Banks, asset managers and lawmakers in California have taken various steps to diversify the predominantly white and male boardrooms of American corporations. Nasdaq’s move could have greater impact because of its ability to set rules for the nearly 3,000 corporations listed on its exchange.
NASDAQ, a private institution, is, of course, entitled to set its own rules, just as (to quote the Journal) “banks and asset managers” are entitled to try to push their clients or portfolio companies to change their ways. Nevertheless, it is hard to miss the mission creep that is currently occurring across a wide range of institutions, some private, some parastatal (take a look at the effort central banks are increasingly making with regard to climate change) to impose different aspects of a “progressive” agenda on private companies without the bother of going through the usual democratic mechanisms. In effect, they are, in different ways, gnawing away at the right of shareholders to have the last word on the way that their companies are run.
Traditionally, denying that last word to shareholders has been justified on prudential grounds directly related to the core function of the body that is setting the rules — it makes clear sense, for example, for NASDAQ to insist that listed companies satisfy certain disclosure requirements. It is, however, an entirely different matter when the reason for restricting the ultimate shareholder right of decision is, one way or another, political.

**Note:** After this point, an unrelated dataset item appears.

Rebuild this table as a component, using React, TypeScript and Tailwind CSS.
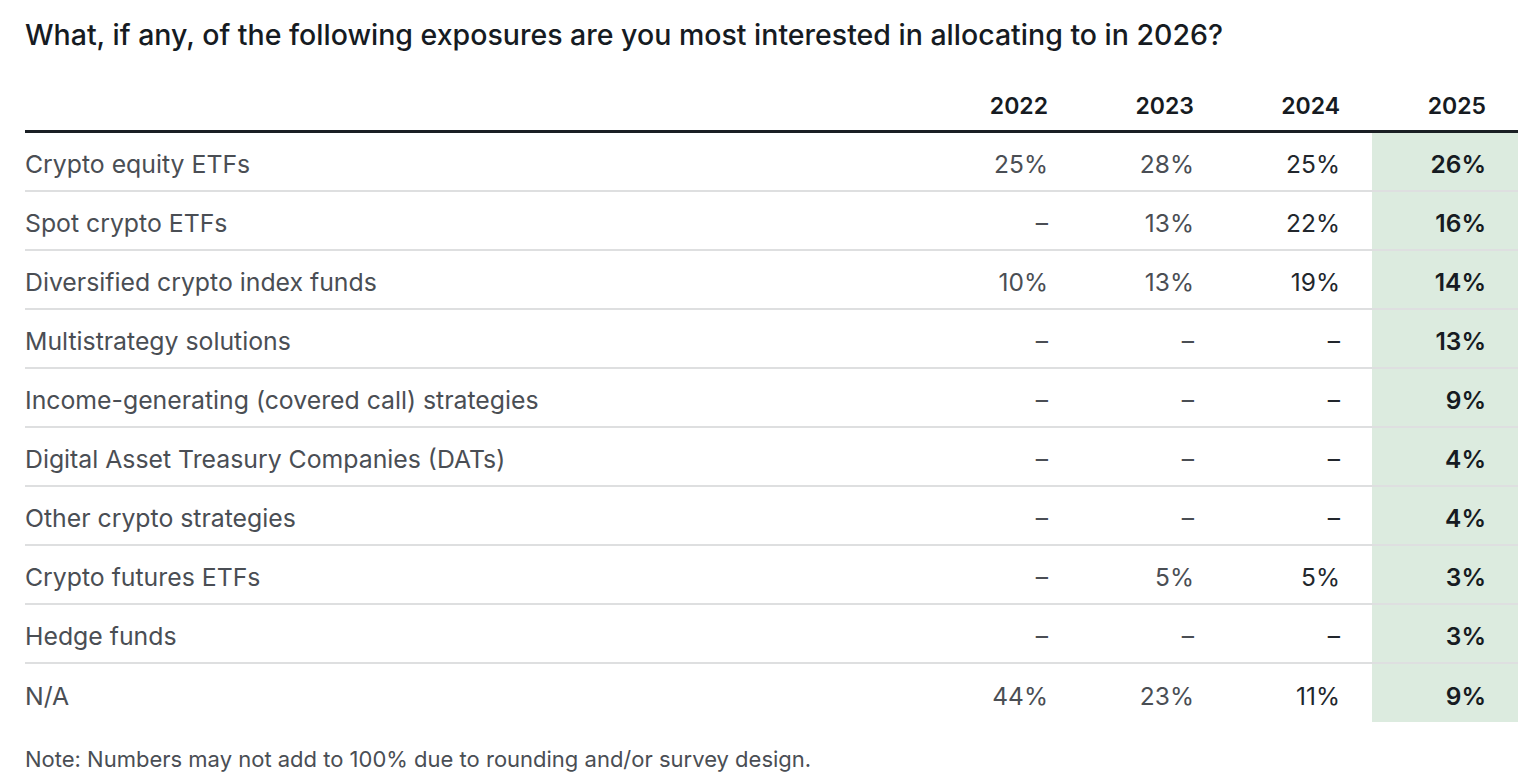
const years = ["2022", "2023", "2024", "2025"]

const rows: { label: string; values: string[] }[] = [
  { label: "Crypto equity ETFs", values: ["25%", "28%", "25%", "26%"] },
  { label: "Spot crypto ETFs", values: ["–", "13%", "22%", "16%"] },
  { label: "Diversified crypto index funds", values: ["10%", "13%", "19%", "14%"] },
  { label: "Multistrategy solutions", values: ["–", "–", "–", "13%"] },
  { label: "Income-generating (covered call) strategies", values: ["–", "–", "–", "9%"] },
  { label: "Digital Asset Treasury Companies (DATs)", values: ["–", "–", "–", "4%"] },
  { label: "Other crypto strategies", values: ["–", "–", "–", "4%"] },
  { label: "Crypto futures ETFs", values: ["–", "5%", "5%", "3%"] },
  { label: "Hedge funds", values: ["–", "–", "–", "3%"] },
  { label: "N/A", values: ["44%", "23%", "11%", "9%"] },
]

export default function App() {
  return (
    <div className="min-h-screen bg-white pl-[25px] pr-[18px] pt-[13px] font-['Inter',sans-serif]">
      <h1 className="text-[28.5px] font-medium leading-[44px] text-[#161b22]">
        What, if any, of the following exposures are you most interested in allocating to in 2026?
      </h1>

      <table className="mt-[34px] w-full border-collapse">
        <thead>
          <tr className="border-b-[3px] border-[#1a1f24]">
            <th className="w-auto" />
            {years.map((y) => (
              <th
                key={y}
                className="w-[146px] pb-[9px] pr-[32px] text-right text-[23px] font-semibold leading-[30px] text-[#161b22]"
              >
                {y}
              </th>
            ))}
          </tr>
        </thead>
        <tbody>
          {rows.map((row, i) => (
            <tr
              key={row.label}
              className={i < rows.length - 1 ? "h-[59px] border-b-2 border-[#dedfe0]" : "h-[59px]"}
            >
              <td className="pt-[6px] text-[24.8px] leading-[30px] text-[#4a4e54]">{row.label}</td>
              {row.values.map((v, j) => (
                <td
                  key={j}
                  className={
                    j === 3
                      ? "bg-[#dcebdf] pt-[6px] pr-[32px] text-right text-[24.5px] font-semibold leading-[30px] text-[#161b22]"
                      : j === 2
                        ? "pt-[6px] pr-[32px] text-right text-[24.5px] leading-[30px] text-[#22272d]"
                        : "pt-[6px] pr-[32px] text-right text-[24.5px] leading-[30px] text-[#4a4e54]"
                  }
                >
                  {v}
                </td>
              ))}
            </tr>
          ))}
        </tbody>
      </table>

      <p className="mt-[22px] text-[22px] leading-[30px] text-[#4a4e54]">
        Note: Numbers may not add to 100% due to rounding and/or survey design.
      </p>
    </div>
  )
}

If shareholders’ rights are to be eroded on political grounds, then, in a democracy, the decision to erode those rights should be taken by a democratically elected body. In a corporatist (or other even more authoritarian) regime matters would be arranged differently, but I would hope that the U.S. has not yet reached that point.
The Journal referred to an action taken by Californian lawmakers.
CNN has explained what that was:
Starting next year, public companies headquartered in California will be legally required to diversify their boards racially, ethnically and in terms of sexual and gender identity.
The law, which was signed by California Governor Gavin Newsom on Wednesday, requires companies to have at least one board member from an underrepresented community by the end of 2021 and at least two or three — depending on the board’s size — by the end of 2022.
People from underrepresented communities are defined in the bill as anyone who self-identifies as Black, African American, Hispanic, Latino, Asian, Pacific Islander, Native American, Native Hawaiian or Alaska Native, or who self-identifies as gay, lesbian, bisexual or transgender.
“This new law represents a big step forward for racial equity… This is a win-win as ethnically diverse boards have shown to outperform those that lack diversity,” California State Assemblyman Chris Holden, a coauthor of the legislation, said in a statement.
The new law is likely to establish a new minimum threshold for corporate diversity across the country, much like the state’s 2018 law requiring a minimum number of women directors.
I don’t agree with this new law (AB 979), or, for that matter, its 2018 predecessor (SB 826), both of which seem (to me) to be unwarranted intrusions in the right of a company to run itself. As such, they represent direct attacks on the property rights of the shareholders in that company. Nevertheless these laws were approved after California went through the proper democratic processes, and they are subject to constitutional review. Those are the rules of this country’s democratic game. Fair enough.
What NASDAQ is proposing is something altogether different.
Senator Pat Toomey (R-PA) has since commented:
“A quasi-regulatory body like NASDAQ should not be creating and enforcing social policy in America. This is the realm of democratically-elected representatives who are accountable to the public. As Berkshire Hathaway CEO and Democrat Warren Buffet has said, corporate board members should be chosen by merit – not quotas. The responsibility of a corporate board is to oversee management and govern in the best interests of the people who hire them — shareholders. America’s corporate boardrooms are not the place for social engineering. Ultimately, these kinds of initiatives decrease the number of companies going public, reduce access to capital, and slow economic growth, which means fewer jobs and missed opportunities for retail investors.”